Un hapax ? Sans doute, mais peut-être pas intégralement, comme pourrait le laisser penser une prochaine suite à cette note. A suivre.
Notes
[1] Titre de la mélodie : Il traditor deluso, 'Le traître déçu'.
[2] Tessiture ténorisante chez Schubert. Disons, souvent du ré2 au sol3, pleinement sollicités, y compris tenus et en nuance piano. Avec des cas plus flagrants, comme An Herrn Joseph Spaun, qui débute par un récitatif chantable par un baryton, mais aboutissant sur un contre-ut attaqué en saut d'octave (ce qui donne toujours des résultats surprenants au disque !), puis un air très ténorisant avec également deux contre-ut abordés avec l'agilité des diminutions - c'est à dire des ornementations variées de cet air imitant l'opéra seria. Hapax dans la production du lied, cependant.
[3] Le terme est inapproprié ici, il s'agit bel et bien d'une aria, mais j'emploie le terme pour ne pas créer de confusion avec le récitatif et l'air proprement dit, à l'intérieur de la pièce.

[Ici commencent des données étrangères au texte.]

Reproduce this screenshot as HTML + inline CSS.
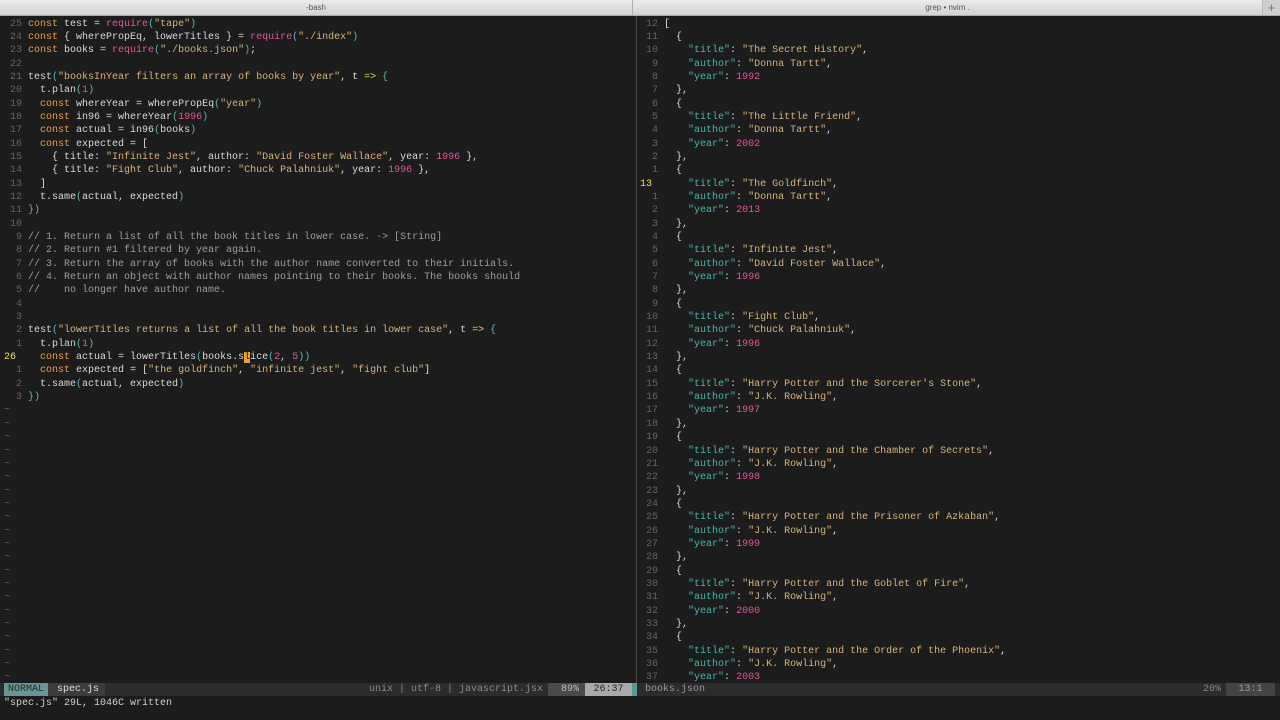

[4] Je me suis gardé d'interpréter le texte italien. La liberté de l'ordre des mots fait que le texte s'enrichit considérablement. On peut comprendre : "Quelle nuit d'horreur, profonde, m'environne !", ou "Quelle nuit, profonde d'horreurs, m'environne !" ou encore : "Quelle nuit profonde m'environne d'horreurs !". En rétablissant un ordre des mots plus français, j'étais forcé d'opérer un choix, ce que je n'ai pu me résoudre à faire.
[5] J'aurais volontiers conservé "fière épouvante", mais je n'étais pas sûr d'être bien entendu. En outre, "cruel" sied parfaitement, ici.
[6] Qui, encore une fois, rappellent Don Giovanni, ici son final de l'acte II, avec la ligne du Commandeur, ses sauts d'octave et de septième.
[7] Ici aussi, on peut penser à une autre partition de Schubert, le onzième lied du Winterreise, Im Frühling (celui-là sur un texte de Müller). Vous noterez que toutes les pièces de Schubert qu'on a citées sont inscrites dans la même période que la mélodie qui nous occupe - 1827-1828, dernière année de Schubert.